Horror Games unwillingly revisited in “The Caretaker”

Horror computer games have become increasingly sophisticated over the years. As the graphical capabilities of machines accelerates, so does the ability of the developer to raise the blood pressure of a gamer with tension and jumpscares. With the birth of VR technology, the horror genre raises to incredible heights with it’s ability to immerse, no, drown a player in an environment. So much so that industry leaders are warning against the development of horror titles as being a very real threat to the health and well-being of the gaming community. An early example of a red flag being raised was around 1 year ago, the creative director at Cloudhead Games’ – Denny Unger – came forward and addressed the elephant in the room with some clear concerns. The most poignant…“… Somebody is going to scare somebody to death, somebody with a heart condition or something like that. It is going to happen. Absolutely.” — Denny Unger

Denny made it clear that developers held the power of life and death in their code repositories, that there decisions may kill people and ultimately, it is the developer community that should accept responsibility for this inevitable occurrence.

On January 11th, the godfather of VR – Palmer Luckey – said…

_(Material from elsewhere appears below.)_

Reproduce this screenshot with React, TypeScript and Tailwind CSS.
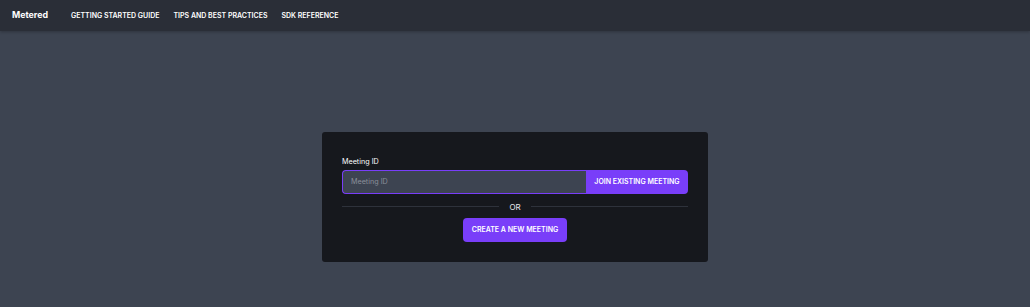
export default function App() {
  const links = ['GETTING STARTED GUIDE', 'TIPS AND BEST PRACTICES', 'SDK REFERENCE'];

  return (
    <div className="min-h-screen bg-[#3d4451] font-['Inter','Liberation_Sans',sans-serif] text-white">
      <nav className="flex h-[31px] items-center bg-[#2a2e37] px-3 shadow-[0_1px_3px_rgba(0,0,0,0.25)]">
        <a className="mr-[23px] text-[8.8px] font-bold leading-none">Metered</a>
        <div className="flex gap-[14px]">
          {links.map((l) => (
            <a key={l} className="text-[7px] font-semibold leading-none">
              {l}
            </a>
          ))}
        </div>
      </nav>

      <div className="pt-[101px]">
        <div className="mx-auto w-[386px] rounded-[3px] bg-[#16181d] px-5 pb-[20px] pt-[25px]">
          <label className="block text-[7.2px] leading-[10px]">Meeting ID</label>
          <div className="mt-[3px] flex h-[24px]">
            <input
              placeholder="Meeting ID"
              className="min-w-0 flex-1 rounded-l-[4px] border border-r-0 border-[#793ef9] bg-[#3d4451] px-2 text-[7.2px] text-white outline-none placeholder:text-[#8a8f9a]"
            />
            <button className="rounded-r-[4px] bg-[#793ef9] px-[8.5px] text-[7px] font-semibold">
              JOIN EXISTING MEETING
            </button>
          </div>
          <div className="mt-[6px] flex h-[13px] items-center gap-[10px]">
            <div className="h-px flex-1 bg-[#2e323b]" />
            <span className="text-[8px] leading-none text-[#e6e7ea]">OR</span>
            <div className="h-px flex-1 bg-[#2e323b]" />
          </div>
          <div className="mt-[5px] flex justify-center">
            <button className="h-[24px] rounded-[4px] bg-[#793ef9] px-[8.5px] text-[7px] font-semibold">
              CREATE A NEW MEETING
            </button>
          </div>
        </div>
      </div>
    </div>
  );
}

“We are strongly discouraging developers from using jump scares. They are such a cheap way to get a reaction in VR” — Palmer Luckey

He must know and he must be worried.

But let’s set aside our humanity for one moment, let’s remove our hearts and set them firmly on a shelf. Let’s becoming marketing people. If someone died in VR, it would be picked up by every media outlet on the planet. Do you really think this will damage VR? No, of course not, it will make it more tantalizing. Humans crave terror. For the same reason we happily strap ourselves into a roller-coaster being operated by a spotty, barely trained teenager and maintained by a company who won the bid with the lowest price. We love it.

VR will be massive and horror games will keep being big business. People with diagnosed and diagnosed conditions will keep dying and the cycle will continue.

So let’s talk about “The Caretaker”. First, let’s be clear, horror slips into two broad camps, gore and psychological. The Caretaker is slightly more forgivable as a horror title as it doesn’t have much in the way of “jump scares” and it not relying on cheap gore, instead it cleverly builds tension and tricks the mind into terrorizing itself.

As soon as I transported into “The Caretaker” I was immediately struck by a clear and lovingly constructed homage to Stephen King’s “The Shining”, more specifically the film adaption by Stanley Kubrick. The details were optimized well for VR, not overly complex in design but enough to convey a genuine sense of presence in an eerie fictional world.

Developed in Unreal it is heavy on the GPU, but overall a more believable environment. The scale was spot on accurate and the control mechanisms simple and intuitive, no immersion breaking “comfort mode” controls here, thankfully.

The terror builds with subtle cues, things that remind the brain that all is not right, the wet footprints leading away from the bathroom, the rattling door, the movements in the shadows. What impacts me the most in a good VR titles is sound. Sound combined with VR is so critical for immersion. In this title the bangs, squeeks, taps and pops built me into almost a frenzy of torment. My spine and shoulders began to shake uncontrollably, the hairs on my arm went up, I felt like a small child wanting to cry out for his Dad.

Somehow, I continued on. 

In the finale of this demo you find yourself crunching through a snowy maze, following another set of footsteps, until the worst possible thing happens, but you will just have to find out what for yourself.

But please, PLEASE, play any horror game at your own risk. Oh why bother, you will do it anyway.